Alla base del fenomeno c’è senz’altro una forza morale, impressa ai furlans anche da una spiccata e solida spiritualità cristiana, seppur ancorata a una concreta tradizione contadina priva di sofisticatezze teologiche: “per indole e per costume il friulano è religioso. Una volta lo era nelle forme di un Cristianesimo istintivo, contadino e tradizionale. Ora lo sta facendo nei modi di un Cristianesimo interiorizzato, laicizzato. Anche il distacco delle masse dalla religione è avvenuto in maniere addolcite, non clamorose né distruttive. Altrove l'abbandono della civiltà cattolica ha significato un salto dentro un materialismo ingordo e sgolato, o dentro la febbre e l'orgia radicale della libertà senza freno. Il friulano è uscito dalla chiesa in silenzio, conservando il suo Cristianesimo sostanziale”1.
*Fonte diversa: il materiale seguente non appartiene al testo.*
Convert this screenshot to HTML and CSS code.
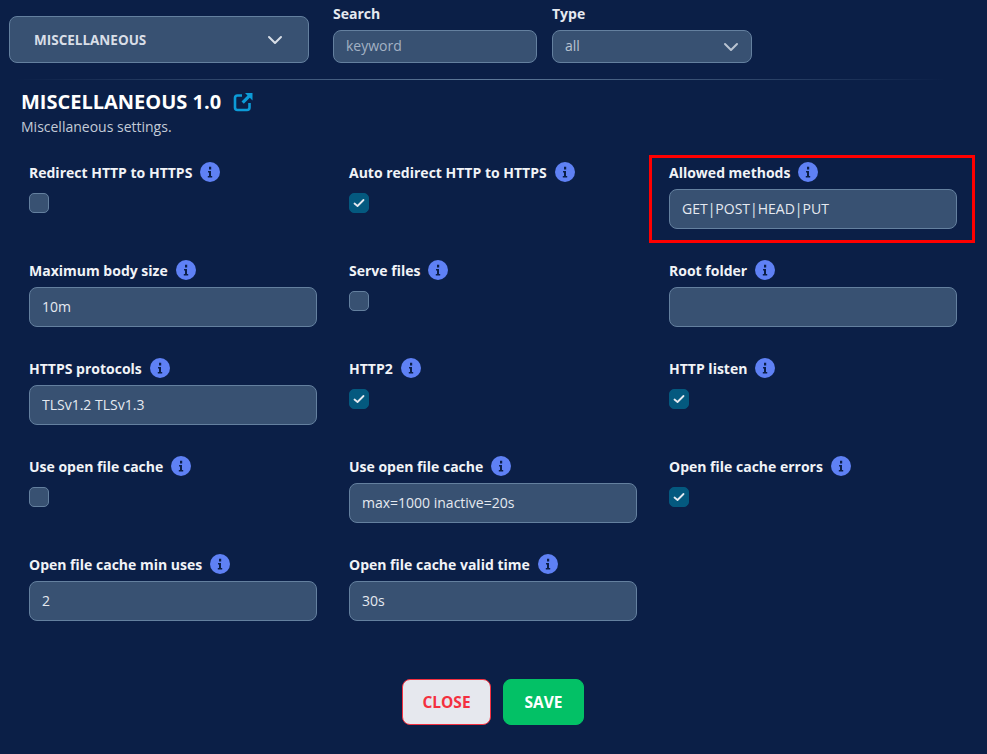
FILE: index.html
```html
<!DOCTYPE html>
<html lang="en">
<head>
    <meta charset="UTF-8">
    <meta name="viewport" content="width=device-width, initial-scale=1.0">
    <title>Miscellaneous settings</title>
    <link rel="stylesheet" href="styles.css">
</head>
<body>
    <svg width="0" height="0" class="sprites">
        <symbol id="info" viewBox="0 0 20 20">
            <circle cx="10" cy="10" r="10" fill="#5f81f5"/>
            <path d="M8 9h3v5h1.2v1.6H7.8V14H9v-3.400H8z M9 4.800h2.200v2.600H9z" fill="#0b1f47"/>
        </symbol>
        <symbol id="chevron" viewBox="0 0 16 10">
            <path d="M2 2l6 6 6-6" fill="none" stroke="currentColor" stroke-width="2" stroke-linecap="round" stroke-linejoin="round"/>
        </symbol>
        <symbol id="tick" viewBox="0 0 12 10">
            <path d="M1.500 5.500l3 2.500 6-6" fill="none" stroke="#e5e9f0" stroke-width="1.800" stroke-linecap="round" stroke-linejoin="round"/>
        </symbol>
    </svg>

    <header class="toolbar">
        <button class="plugin-select" type="button">
            <span>MISCELLANEOUS</span>
            <svg class="chevron"><use href="#chevron"/></svg>
        </button>
        <div class="filter filter-search">
            <label>Search</label>
            <input class="filter-box" type="text" placeholder="keyword">
        </div>
        <div class="filter filter-type">
            <label>Type</label>
            <div class="filter-box type-box">
                <span>all</span>
                <svg class="chevron"><use href="#chevron"/></svg>
            </div>
        </div>
    </header>

    <hr class="divider">

    <section class="intro">
        <h1>
            MISCELLANEOUS 1.0
            <svg class="external" viewBox="0 0 20 20">
                <path d="M9 3.500H4.500a2.500 2.500 0 0 0-2.500 2.500v9.500A2.500 2.500 0 0 0 4.500 18H14a2.500 2.500 0 0 0 2.500-2.500V11" fill="none" stroke="#0c9bd8" stroke-width="2.600"/>
                <path d="M12 1h7.500v7.500l-2.700-2.700-6 6-2.300-2.300 6-6z" fill="#0c9bd8"/>
            </svg>
        </h1>
        <p>Miscellaneous settings.</p>
    </section>

    <form class="settings">
        <div class="field">
            <div class="field-label">Redirect HTTP to HTTPS <svg class="info"><use href="#info"/></svg></div>
            <span class="check"></span>
        </div>
        <div class="field">
            <div class="field-label">Auto redirect HTTP to HTTPS <svg class="info"><use href="#info"/></svg></div>
            <span class="check checked"><svg><use href="#tick"/></svg></span>
        </div>
        <div class="field">
            <div class="field-label">Allowed methods <svg class="info"><use href="#info"/></svg></div>
            <input class="text-input" type="text" value="GET|POST|HEAD|PUT">
            <div class="highlight"></div>
        </div>

        <div class="field">
            <div class="field-label">Maximum body size <svg class="info"><use href="#info"/></svg></div>
            <input class="text-input" type="text" value="10m">
        </div>
        <div class="field">
            <div class="field-label">Serve files <svg class="info"><use href="#info"/></svg></div>
            <span class="check"></span>
        </div>
        <div class="field">
            <div class="field-label">Root folder <svg class="info"><use href="#info"/></svg></div>
            <input class="text-input" type="text" value="">
        </div>

        <div class="field">
            <div class="field-label">HTTPS protocols <svg class="info"><use href="#info"/></svg></div>
            <input class="text-input" type="text" value="TLSv1.2 TLSv1.3">
        </div>
        <div class="field">
            <div class="field-label">HTTP2 <svg class="info"><use href="#info"/></svg></div>
            <span class="check checked"><svg><use href="#tick"/></svg></span>
        </div>
        <div class="field">
            <div class="field-label">HTTP listen <svg class="info"><use href="#info"/></svg></div>
            <span class="check checked"><svg><use href="#tick"/></svg></span>
        </div>

        <div class="field">
            <div class="field-label">Use open file cache <svg class="info"><use href="#info"/></svg></div>
            <span class="check"></span>
        </div>
        <div class="field">
            <div class="field-label">Use open file cache <svg class="info"><use href="#info"/></svg></div>
            <input class="text-input" type="text" value="max=1000 inactive=20s">
        </div>
        <div class="field">
            <div class="field-label">Open file cache errors <svg class="info"><use href="#info"/></svg></div>
            <span class="check checked"><svg><use href="#tick"/></svg></span>
        </div>

        <div class="field">
            <div class="field-label">Open file cache min uses <svg class="info"><use href="#info"/></svg></div>
            <input class="text-input" type="text" value="2">
        </div>
        <div class="field">
            <div class="field-label">Open file cache valid time <svg class="info"><use href="#info"/></svg></div>
            <input class="text-input" type="text" value="30s">
        </div>
    </form>

    <div class="actions">
        <button class="btn btn-close" type="button">CLOSE</button>
        <button class="btn btn-save" type="button">SAVE</button>
    </div>
</body>
</html>
```

FILE: styles.css
```css
* {
    box-sizing: border-box;
}
html, body {
    height: 100%;
}
body {
    margin: 0;
    padding: 0;
    background: #0b1f47;
    color: #fff;
    font-family: "Open Sans", sans-serif;
    font-size: 14px;
    overflow: hidden;
}
.sprites {
    position: absolute;
}

/* top bar */
.toolbar {
    display: flex;
    align-items: flex-end;
    height: 63px;
    padding-left: 9px;
}
.plugin-select {
    display: flex;
    align-items: center;
    justify-content: space-between;
    width: 300px;
    height: 47px;
    padding: 0 25px 0 24px;
    background: #385172;
    border: 1px solid #64809f;
    border-radius: 8px;
    color: #d8dee7;
    font: 700 13.500px "Open Sans", sans-serif;
}
.chevron {
    width: 16px;
    height: 10px;
    color: #d8dee7;
}
.filter label {
    display: block;
    margin-bottom: 7px;
    font-size: 14px;
    font-weight: 700;
    line-height: 19px;
    color: #e5e9f0;
}
.filter-search {
    width: 204px;
    margin-left: 24px;
}
.filter-type {
    width: 200px;
    margin-left: 15px;
}
.filter-box {
    display: block;
    width: 100%;
    height: 33px;
    padding: 0 12px 2px;
    background: #385172;
    border: 1px solid #64809f;
    border-radius: 8px;
    color: #b9c3d1;
    font: 14px "Open Sans", sans-serif;
    outline: none;
}
.filter-box::placeholder {
    color: #a3b1c4;
    opacity: 1;
}
.type-box {
    display: flex;
    align-items: center;
    justify-content: space-between;
}
.type-box .chevron {
    color: #b9c3d1;
    margin-top: 2px;
}
.divider {
    width: 930px;
    height: 1px;
    margin: 16px 0 0 16px;
    border: 0;
    background: linear-gradient(90deg, #0b1f47, #5f7a9a 50%, #0b1f47);
}

/* plugin title */
.intro {
    padding: 9px 0 0 21px;
}
.intro h1 {
    display: flex;
    align-items: center;
    gap: 12px;
    margin: 0;
    font-size: 20px;
    font-weight: 700;
    line-height: 26px;
    color: #fff;
}
.external {
    width: 20px;
    height: 20px;
}
.intro p {
    margin: 2px 0 0;
    font-size: 14px;
    line-height: 19px;
    color: #c3cbd7;
}

/* settings grid */
.settings {
    display: grid;
    grid-template-columns: repeat(3, 288px);
    grid-auto-rows: 98px;
    column-gap: 32px;
    margin-top: 26px;
    padding-left: 29px;
}
.field {
    position: relative;
}
.field-label {
    display: flex;
    align-items: center;
    gap: 8px;
    height: 20px;
    margin-bottom: 7px;
    font-size: 14px;
    font-weight: 700;
    white-space: nowrap;
    color: #f1f3f7;
}
.info {
    width: 20px;
    height: 20px;
}
.text-input {
    display: block;
    width: 100%;
    height: 40px;
    padding: 0 12px 2px;
    background: #385172;
    border: 1px solid #64809f;
    border-radius: 8px;
    color: #e5e9f0;
    font: 14px "Open Sans", sans-serif;
    outline: none;
}
.check {
    display: flex;
    align-items: center;
    justify-content: center;
    width: 20px;
    height: 20px;
    margin-top: 11px;
    background: #385172;
    border: 1px solid #64809f;
    border-radius: 5px;
}
.check.checked {
    background: #04597f;
    border-color: #04597f;
}
.check svg {
    width: 12px;
    height: 10px;
}

/* red annotation round the allowed methods field */
.highlight {
    position: absolute;
    top: -7px;
    left: -20px;
    width: 326px;
    height: 88px;
    border: 3px solid #f00;
    pointer-events: none;
}

/* bottom buttons */
.actions {
    display: flex;
    justify-content: center;
    gap: 12px;
    margin-top: 27px;
    padding-right: 1px;
}
.btn {
    height: 46px;
    border-radius: 8px;
    font: 700 15.500px "Open Sans", sans-serif;
}
.btn-close {
    width: 89px;
    background: #e6e8ee;
    border: 1px solid #f4303f;
    color: #f4303f;
}
.btn-save {
    width: 81px;
    background: #03c166;
    border: 1px solid #03c166;
    color: #fff;
}
```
Il disastroso terremoto del 1976 (uno dei più gravi eventi sismici del secolo XX in Europa) fu in grado di richiamare in Patria decine di migliaia di emigrati e loro discendenti: dai Fogolârs la regione trasse linfa vitale per la sua silenziosa ricostruzione. La distanza, di tempo e di spazio, dalla terra madre non era stata in grado di recidere il cordone ombelicale di questi moderni “apostoli”.
Riflettendo sul carattere di questa gente, che ha attraversato i secoli e le sventure con placida e incrollabile fede in Dio e nel futuro, penso non ci sia da sorprendersi: in una giornata limpida, recandosi su una qualsiasi cima delle Alpi Carniche, con un solo sguardo l’occhio può abbracciare alte nevi, verdi e fertili colline, una pianura ricca di acque, la costiera lagunare e il mare Adriatico. In un così piccolo e modesto lembo di terra, il Friuli racchiude un vero compendio del Creato.